Hear Ye, Hear Ye! All (well, maybe just a wee bit) the news that’s fit to print… and even more that isn’t but is printed anyway. Of the articles I come across, some may be worth sharing even if I, and possibly you, aren’t supportive of what is being reported. There may be something of interest to you in this line up of articles.
Denver: Another Strike Against The Backdrop Of Bad Education Reform
Another teacher strike. I expect we will see more of them. Yes, pay is an issue but it seems reform measures play a big role in the strikes we have seen in the last year or so. The portfolio model appears to play a part in this strike. Peter Greene wrote about this model in a recent article called Portfolio School Management For Dummies. Here’s some quotes from Peter’s article about the Denver strike.
About the portfolio model being used in Denver…
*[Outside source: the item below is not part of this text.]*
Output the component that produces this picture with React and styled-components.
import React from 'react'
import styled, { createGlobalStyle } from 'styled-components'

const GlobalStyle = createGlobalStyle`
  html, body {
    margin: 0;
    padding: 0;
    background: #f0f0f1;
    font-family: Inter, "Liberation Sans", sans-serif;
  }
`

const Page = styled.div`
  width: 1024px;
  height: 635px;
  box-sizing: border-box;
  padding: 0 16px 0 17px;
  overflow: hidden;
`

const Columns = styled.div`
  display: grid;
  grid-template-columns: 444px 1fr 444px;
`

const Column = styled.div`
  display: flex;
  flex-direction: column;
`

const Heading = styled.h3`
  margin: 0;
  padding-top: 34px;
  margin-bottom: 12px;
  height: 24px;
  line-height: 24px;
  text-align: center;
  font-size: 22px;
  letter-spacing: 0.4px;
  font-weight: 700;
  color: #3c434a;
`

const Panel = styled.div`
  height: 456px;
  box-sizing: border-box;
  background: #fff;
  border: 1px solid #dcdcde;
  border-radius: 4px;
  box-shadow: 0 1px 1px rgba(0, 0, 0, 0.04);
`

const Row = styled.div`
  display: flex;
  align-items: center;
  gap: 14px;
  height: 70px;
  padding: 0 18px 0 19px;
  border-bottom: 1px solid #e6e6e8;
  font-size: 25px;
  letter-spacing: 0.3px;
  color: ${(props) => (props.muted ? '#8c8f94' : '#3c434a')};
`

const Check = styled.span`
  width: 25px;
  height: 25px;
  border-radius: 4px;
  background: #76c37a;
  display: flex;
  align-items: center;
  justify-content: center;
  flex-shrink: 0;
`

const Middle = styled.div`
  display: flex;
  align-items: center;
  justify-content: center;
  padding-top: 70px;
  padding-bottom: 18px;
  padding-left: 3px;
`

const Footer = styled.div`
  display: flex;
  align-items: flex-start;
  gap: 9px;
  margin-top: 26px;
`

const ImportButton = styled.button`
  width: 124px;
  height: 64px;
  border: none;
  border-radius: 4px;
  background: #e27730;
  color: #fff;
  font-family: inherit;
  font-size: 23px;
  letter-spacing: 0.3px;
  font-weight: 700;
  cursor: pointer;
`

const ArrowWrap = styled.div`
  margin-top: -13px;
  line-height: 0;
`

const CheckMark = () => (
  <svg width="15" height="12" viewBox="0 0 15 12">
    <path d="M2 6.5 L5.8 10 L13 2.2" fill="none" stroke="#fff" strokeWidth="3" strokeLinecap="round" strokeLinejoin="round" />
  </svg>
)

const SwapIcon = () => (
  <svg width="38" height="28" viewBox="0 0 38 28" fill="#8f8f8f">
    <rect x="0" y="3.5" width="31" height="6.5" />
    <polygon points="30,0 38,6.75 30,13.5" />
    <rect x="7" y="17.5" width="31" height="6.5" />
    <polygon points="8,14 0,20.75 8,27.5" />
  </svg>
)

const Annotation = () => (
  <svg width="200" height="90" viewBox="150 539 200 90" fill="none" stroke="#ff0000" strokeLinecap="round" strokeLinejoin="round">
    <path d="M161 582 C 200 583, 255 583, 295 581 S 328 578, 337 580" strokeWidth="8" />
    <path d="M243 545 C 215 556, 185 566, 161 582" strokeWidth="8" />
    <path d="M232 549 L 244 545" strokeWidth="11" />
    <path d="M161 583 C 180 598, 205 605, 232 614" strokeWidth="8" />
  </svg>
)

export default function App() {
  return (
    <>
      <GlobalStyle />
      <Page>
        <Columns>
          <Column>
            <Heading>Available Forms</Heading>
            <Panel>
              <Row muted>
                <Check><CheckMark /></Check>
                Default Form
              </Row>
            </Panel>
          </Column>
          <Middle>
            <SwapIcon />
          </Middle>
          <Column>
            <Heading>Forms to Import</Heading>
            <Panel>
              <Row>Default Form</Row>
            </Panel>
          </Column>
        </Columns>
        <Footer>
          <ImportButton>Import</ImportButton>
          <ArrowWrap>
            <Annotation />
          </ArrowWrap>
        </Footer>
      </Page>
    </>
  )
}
Think of this type of model as a forced merger between public and charter schools, with the resulting entity run by charter philosophy.
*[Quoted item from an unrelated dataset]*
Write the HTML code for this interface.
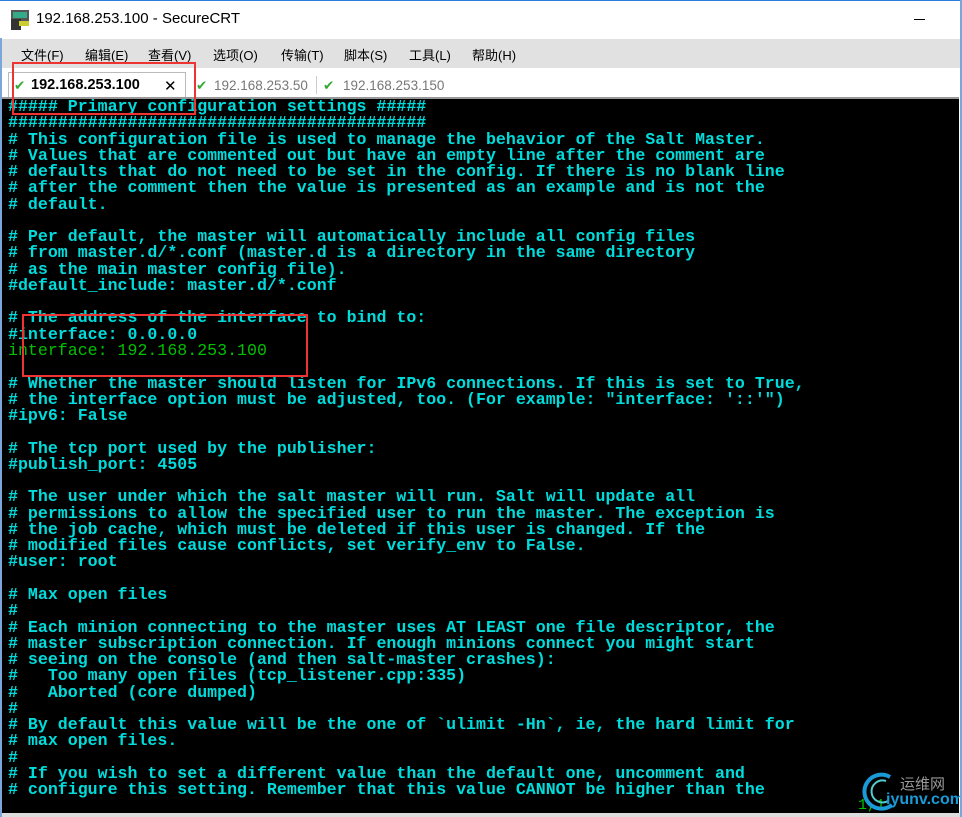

Slowly becoming a private system
Since 2005, Denver has closed 48 schools and opened 70; most of the new schools are charter schools. Denver under portfolios is a slow-motion model of turning a public school system private, a New Orleans without a Katrina to clean out the public system in one fell swoop.
Big money, including out of state donations, have funded school board elections in Denver as it has in many other locations in recent years. The rich and the powerful attempting to influence and control everything? What happened to local control? There are places, Denver included, where voters aren’t always going with the best funded candidate.
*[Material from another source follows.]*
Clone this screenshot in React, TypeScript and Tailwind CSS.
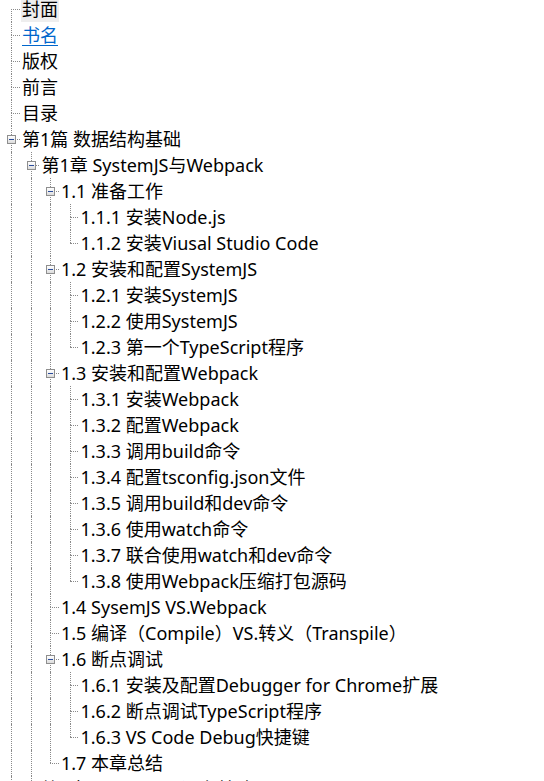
import React from "react";

interface Node {
  label: string;
  children?: Node[];
}

const TREE: Node[] = [
  { label: "封面" },
  { label: "书名" },
  { label: "版权" },
  { label: "前言" },
  { label: "目录" },
  {
    label: "第1篇 数据结构基础",
    children: [
      {
        label: "第1章 SystemJS与Webpack",
        children: [
          {
            label: "1.1 准备工作",
            children: [{ label: "1.1.1 安装Node.js" }, { label: "1.1.2 安装Viusal Studio Code" }]
          },
          {
            label: "1.2 安装和配置SystemJS",
            children: [
              { label: "1.2.1 安装SystemJS" },
              { label: "1.2.2 使用SystemJS" },
              { label: "1.2.3 第一个TypeScript程序" }
            ]
          },
          {
            label: "1.3 安装和配置Webpack",
            children: [
              { label: "1.3.1 安装Webpack" },
              { label: "1.3.2 配置Webpack" },
              { label: "1.3.3 调用build命令" },
              { label: "1.3.4 配置tsconfig.json文件" },
              { label: "1.3.5 调用build和dev命令" },
              { label: "1.3.6 使用watch命令" },
              { label: "1.3.7 联合使用watch和dev命令" },
              { label: "1.3.8 使用Webpack压缩打包源码" }
            ]
          },
          { label: "1.4 SysemJS VS.Webpack" },
          { label: "1.5 编译（Compile）VS.转义（Transpile）" },
          {
            label: "1.6 断点调试",
            children: [
              { label: "1.6.1 安装及配置Debugger for Chrome扩展" },
              { label: "1.6.2 断点调试TypeScript程序" },
              { label: "1.6.3 VS Code Debug快捷键" }
            ]
          },
          { label: "1.7 本章总结" }
        ]
      },
      { label: "第2章 TypeScript语言基础" }
    ]
  },
  { label: "第2篇 算法" }
];

interface Row {
  label: string;
  ancestors: boolean[]; // whether each ancestor column keeps its vertical line
  hasNext: boolean;
  hasChildren: boolean;
  first: boolean;
}

function flatten(nodes: Node[], ancestors: boolean[], out: Row[]) {
  nodes.forEach((n, i) => {
    const hasNext = i < nodes.length - 1;
    out.push({
      label: n.label,
      ancestors,
      hasNext,
      hasChildren: !!n.children,
      first: ancestors.length === 0 && i === 0
    });
    if (n.children) flatten(n.children, [...ancestors, hasNext], out);
  });
  return out;
}

const ROWS = flatten(TREE, [], []);

function TreeRow({ row, index }: { row: Row; index: number }) {
  const selected = index === 0;
  const hover = index === 1;
  return (
    <div className="flex h-[26px] shrink-0">
      {row.ancestors.map((cont, i) => (
        <div key={i} className="w-[19.5px] shrink-0 pl-[11px]">
          {cont && <div className="h-full border-l border-dotted border-[#8a8a8a]" />}
        </div>
      ))}
      <div className="relative w-[19.5px] shrink-0 pl-[11px] grid grid-rows-[13px_13px]">
        <div className={row.first ? "" : "border-l border-dotted border-[#8a8a8a]"} />
        <div
          className={`border-t border-dotted border-[#8a8a8a] ${
            row.hasNext ? "border-l" : ""
          }`}
        />
        {row.hasChildren && (
          <div className="absolute left-[7px] top-[9px] w-[9px] h-[9px] border border-[#8e8e8e] bg-gradient-to-b from-white to-[#dcdcdc] flex items-center justify-center">
            <div className="w-[5px] h-px bg-[#2a4c9c]" />
          </div>
        )}
      </div>
      <span
        className={`ml-[1.5px] px-[1px] whitespace-nowrap text-[18px] leading-[26px] ${
          selected
            ? "bg-[#eeeeee] text-black"
            : hover
            ? "text-[#0066cc] underline underline-offset-[3px]"
            : "text-black"
        }`}
      >
        {row.label}
      </span>
    </div>
  );
}

export default function App() {
  return (
    <div
      className="w-[544px] h-[781px] overflow-hidden bg-white"
      style={{ fontFamily: '"Noto Sans", "Noto Sans CJK SC", sans-serif' }}
    >
      <div className="flex flex-col -mt-[4px]">
        {ROWS.map((r, i) => (
          <TreeRow key={i} row={r} index={i} />
        ))}
      </div>
    </div>
  );
}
Denver school board races have been unusually tempestuous. By 2013, big money was a regular feature of the elections, with the 2015 race drawing hundreds of thousands of out-of-state contributions, most funneled through Democrats for Education Reform and their activist arm, Education Reform Now Action (ERNA is not required to identify its contributors). 2015 was a successful race for reform candidates, but 2017, though it featured even more money (almost three quarters of a million from ERNA alone) saw two of the four reform-supporting incumbents defeated. Turns out not everybody believes the reformsters are headed in the right direction.
Chalkbeat revealed that the district has 1 administrator for every 7.5 teachers–197 total administrators.
Charter schools in particular tend to be top-heavy, with study after study after study showing that they spend far more on administrative costs than public school districts do.
Crucial biometric privacy law survives Illinois court fight
This is definitely a victory for privacy advocates.